Given these requirements, the company needed an infrastructure capable of high availability, very low latency, and robust data backup mechanisms to prevent any risk of data loss or service disruption. Our role was to design and build an infrastructure that could meet these demands while remaining scalable and resilient under heavy traffic loads.

In this article, we will present a high-level overview of the infrastructure and system architecture we designed and implemented, explaining the key decisions and principles that guided the solution.

1. Key Assumptions (Foundation for the Design)

To correctly design the infrastructure, the following assumptions are made based on your use case:

~1.5 million daily visitors
Peak traffic concentration of 5–10% of daily users

→ 75,000–150,000 concurrent users
Average ticket value: USD 100
Business criticality: Revenue loss per minute is significant
Geographic focus: Europe and North America
Requirements:
- Very high availability (≥ 99.99%)
- Low latency (< 200 ms perceived)
- Ability to absorb traffic spikes without manual intervention
- No single point of failure
- Seamless regional failover
- Strong security posture

2. Core Design Principles

Everything must be horizontally scalable
No critical component may exist in a single region
The system must assume failures will happen
Cache everything that is not strictly transactional
Stateless application services
Traffic must be absorbed as far from the origin as possible
Regional isolation with global coordination

3. Global Traffic Management Layer

DNS (Global Entry Point)

Responsibilities:

Route users to the closest healthy region
Automatically remove unhealthy regions
Enable active-active regional traffic

4. Content Delivery Network (CDN)

The CDN is the single most important component for bandwidth, performance, and stability.

Functions:

Cache static assets (images, JS, CSS)
Cache HTML and product pages where possible
Absorb traffic spikes
Terminate TLS close to users
Provide DDoS and bot mitigation
Act as a regional traffic shield

Impact:

80–95% of requests never reach the backend
Massive reduction in bandwidth costs
Latency drops below 50 ms for cached content
Backend capacity becomes predictable

Without a CDN, this scale is not economically or technically viable.

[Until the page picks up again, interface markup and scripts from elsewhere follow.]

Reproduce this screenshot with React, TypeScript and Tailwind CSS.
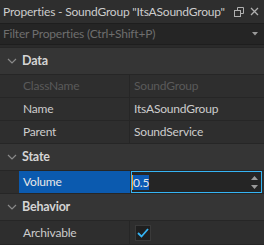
import { useState } from "react";

const font = { fontFamily: '"Lato", "Noto Sans", sans-serif' };

const Chevron = () => (
  <svg width="10" height="6" viewBox="0 0 10 6" className="shrink-0">
    <path d="M1 1 L5 5 L9 1" fill="none" stroke="#8a8a8a" strokeWidth="1.2" />
  </svg>
);

const Header = ({ title }: { title: string }) => (
  <div className="flex items-center h-[27px] bg-[#353535] border-b border-[#262626]">
    <div className="w-[22px] flex justify-center pl-[2px]">
      <Chevron />
    </div>
    <span className="text-[12.5px] font-bold text-[#d4d4d4]">{title}</span>
  </div>
);

const Row = ({ label, value, dim }: { label: string; value: string; dim?: boolean }) => (
  <div className="flex h-[23px] border-b border-[#262626] bg-[#2e2e2e]">
    <div className={`w-[130px] pl-[23px] flex items-center border-r border-[#262626] text-[12px] ${dim ? "text-[#5a5a5a]" : "text-[#cccccc]"}`}>
      {label}
    </div>
    <div className={`flex-1 pl-[4px] flex items-center text-[12px] ${dim ? "text-[#5a5a5a]" : "text-[#cccccc]"}`}>
      {value}
    </div>
  </div>
);

export default function App() {
  const [checked] = useState(true);
  return (
    <div className="w-[264px] h-[245px] bg-[#2e2e2e] overflow-hidden select-none tracking-[-0.2px]" style={font}>
      {/* Title */}
      <div className="h-[23px] flex items-center bg-[#2e2e2e] pl-[3px] pr-[5px]">
        <span className="text-[12px] text-[#cccccc] flex-1 whitespace-nowrap overflow-hidden">Properties - SoundGroup "ItsASoundGroup"</span>
        <svg width="10" height="10" viewBox="0 0 10 10" className="ml-[6px] shrink-0">
          <rect x="0.5" y="3.5" width="6" height="6" fill="none" stroke="#b0b0b0" />
          <path d="M3.5 3.5 V0.5 H9.5 V6.5 H6.5" fill="none" stroke="#b0b0b0" />
        </svg>
        <svg width="9" height="9" viewBox="0 0 9 9" className="ml-[6px] shrink-0">
          <path d="M1 1 L8 8 M8 1 L1 8" stroke="#b0b0b0" strokeWidth="1.3" />
        </svg>
      </div>
      {/* Filter */}
      <div className="h-[22px] flex items-center bg-[#252525] border-y border-[#1e1e1e] pl-[3px] pr-[6px]">
        <span className="text-[12px] text-[#6e6e6e] flex-1">Filter Properties (Ctrl+Shift+P)</span>
        <svg width="6" height="4" viewBox="0 0 6 4">
          <path d="M0 0 H6 L3 3.5 Z" fill="#9a9a9a" />
        </svg>
      </div>
      <div className="h-[3px] bg-[#2a2a2a] border-b border-[#262626]" />

      <Header title="Data" />
      <Row label="ClassName" value="SoundGroup" dim />
      <Row label="Name" value="ItsASoundGroup" />
      <Row label="Parent" value="SoundService" />

      <Header title="State" />
      <div className="flex h-[23px] border-b border-[#262626] bg-[#2e2e2e]">
        <div className="w-[19px]" />
        <div className="w-[111px] pl-[4px] flex items-center bg-[#0b5aaf] text-[12px] text-[#e8e8e8]">Volume</div>
        <div className="flex-1 flex items-center border border-[#35b4f4] bg-[#252525] mr-[2px] ml-[1px] pr-[3px]">
          <span className="w-[1px] h-[15px] bg-[#ff9a1a]" />
          <span className="bg-[#0d5bb5] text-[12px] text-[#e8e8e8] leading-[15px]">0.5</span>
          <span className="flex-1" />
          <div className="flex flex-col gap-[5px]">
            <svg width="7" height="4" viewBox="0 0 7 4"><path d="M0 4 H7 L3.5 0 Z" fill="#9a9a9a" /></svg>
            <svg width="7" height="4" viewBox="0 0 7 4"><path d="M0 0 H7 L3.5 4 Z" fill="#9a9a9a" /></svg>
          </div>
        </div>
      </div>

      <Header title="Behavior" />
      <div className="flex h-[24px] border-b border-[#262626] bg-[#2e2e2e]">
        <div className="w-[130px] pl-[23px] flex items-center border-r border-[#262626] text-[12px] text-[#cccccc]">Archivable</div>
        <div className="flex-1 pl-[5px] flex items-center">
          <div className="w-[16px] h-[16px] bg-[#1f1f1f] border border-[#3a3a3a] flex items-center justify-center">
            {checked && (
              <svg width="12" height="10" viewBox="0 0 12 10">
                <path d="M1 5 L4.5 8.5 L11 1" fill="none" stroke="#35b4f4" strokeWidth="1.8" />
              </svg>
            )}
          </div>
        </div>
      </div>
    </div>
  );
}
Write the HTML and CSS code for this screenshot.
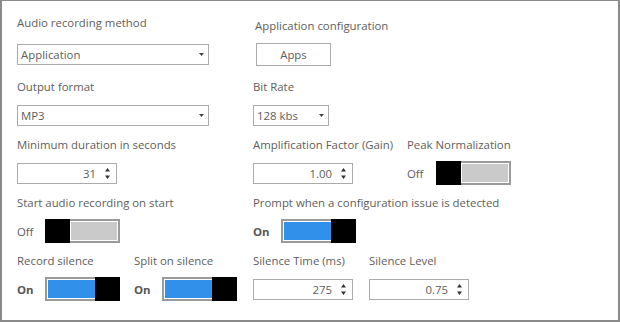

5. Edge Security (Before Backend)

At the CDN / edge layer:

Web Application Firewall (WAF)
Rate limiting
Bot detection
Layer 7 DDoS protection

This ensures only legitimate, clean traffic reaches the core infrastructure.

6. Regional Load Balancing

Each region (EU and NA) has its own Layer 7 load balancers.

Responsibilities:

Distribute traffic across application instances
Perform continuous health checks
Support zero-downtime deployments
Terminate HTTPS if needed

7. Application Layer

Architecture Style

Microservices or a well-modularized monolith
Stateless services
Containerized workloads

Orchestration

Kubernetes or equivalent
Auto-scaling based on:
- CPU usage
- Request rate
- Latency thresholds

Typical services:

Frontend / BFF
Authentication
Product catalog
Checkout
Payments orchestration
Inventory
User profiles

Each service scales independently, preventing cascading failures.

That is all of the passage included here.